● **Set exercise**
Check each line of the listing, and copy it if it contains the word "React".

## begin

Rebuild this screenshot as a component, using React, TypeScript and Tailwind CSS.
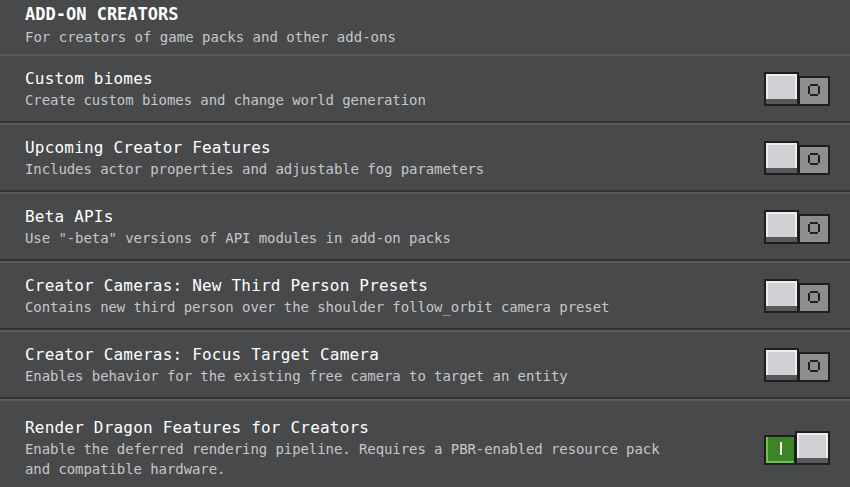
import React from 'react';

type Setting = {
  title: string;
  description: string;
  enabled: boolean;
};

const settings: Setting[] = [
  { title: 'Custom biomes', description: 'Create custom biomes and change world generation', enabled: false },
  { title: 'Upcoming Creator Features', description: 'Includes actor properties and adjustable fog parameters', enabled: false },
  { title: 'Beta APIs', description: 'Use "-beta" versions of API modules in add-on packs', enabled: false },
  { title: 'Creator Cameras: New Third Person Presets', description: 'Contains new third person over the shoulder follow_orbit camera preset', enabled: false },
  { title: 'Creator Cameras: Focus Target Camera', description: 'Enables behavior for the existing free camera to target an entity', enabled: false },
  {
    title: 'Render Dragon Features for Creators',
    description: 'Enable the deferred rendering pipeline. Requires a PBR-enabled resource pack and compatible hardware.',
    enabled: true,
  },
];

const Knob: React.FC = () => (
  <div className="relative z-10 w-[35px] h-[34px] border-2 border-[#1e1e1f] flex flex-col">
    <div className="flex-1 bg-[#d0d1d4] border-2 border-b-0 border-[#ededee]" />
    <div className="h-[5px] bg-[#58585a]" />
  </div>
);

const Toggle: React.FC<{ on: boolean }> = ({ on }) => {
  if (on) {
    return (
      <div className="flex items-end w-[66px] shrink-0">
        <div className="w-[32px] h-[30px] border-2 border-[#1e1e1f] bg-[#3c8527] flex">
          <div className="flex-1 flex items-center justify-center border-l-2 border-b-2 border-[#6cc349]">
            <div className="w-[2px] h-[13px] bg-white" />
          </div>
        </div>
        <div className="-ml-[1px]">
          <Knob />
        </div>
      </div>
    );
  }
  return (
    <div className="flex items-end w-[66px] shrink-0">
      <Knob />
      <div className="-ml-[1px] w-[32px] h-[30px] border-2 border-[#1e1e1f] bg-[#8d8e90] flex items-center justify-center">
        <svg width="12" height="12" viewBox="0 0 12 12" className="mb-[1px]">
          <path d="M2 0h8v2H2zM2 10h8v2H2zM0 2h2v8H0zM10 2h2v8h-2z" fill="#1e1e1f" />
        </svg>
      </div>
    </div>
  );
};

export default function App() {
  return (
    <div
      className="w-[850px] h-[487px] overflow-hidden bg-[#48494a]"
      style={{ fontFamily: '"DejaVu Sans Mono", "Liberation Mono", monospace' }}
    >
      <div className="h-[54px] pl-[25px] pt-[3px]">
        <h2 className="text-[17px] leading-[22px] font-bold text-white">ADD-ON CREATORS</h2>
        <p className="text-[14px] leading-[24px] text-[#c6c7c9]">For creators of game packs and other add-ons</p>
      </div>

      {settings.map((s, i) => (
        <div
          key={s.title}
          className={
            'flex items-center justify-between pl-[25px] pr-[20px] border-t-2 border-b-2 border-t-[#5a5b5c] border-b-[#313233] ' +
            (i === settings.length - 1 ? 'h-[92px] pt-[5px]' : 'h-[69px]')
          }
        >
          <div className="max-w-[660px]">
            <div className="text-[16px] leading-[22px] tracking-[0.2px] text-white">{s.title}</div>
            <div className="text-[14px] leading-[20px] tracking-[-0.08px] text-[#c6c7c9]">{s.description}</div>
          </div>
          <Toggle on={s.enabled} />
        </div>
      ))}
    </div>
  );
}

## end

● **Complete response**
Rebuild this screenshot as a component, using React, TypeScript and Tailwind CSS.
import React from 'react';
const Knob: React.FC = () => (
const Toggle: React.FC<{ on: boolean }> = ({ on }) => {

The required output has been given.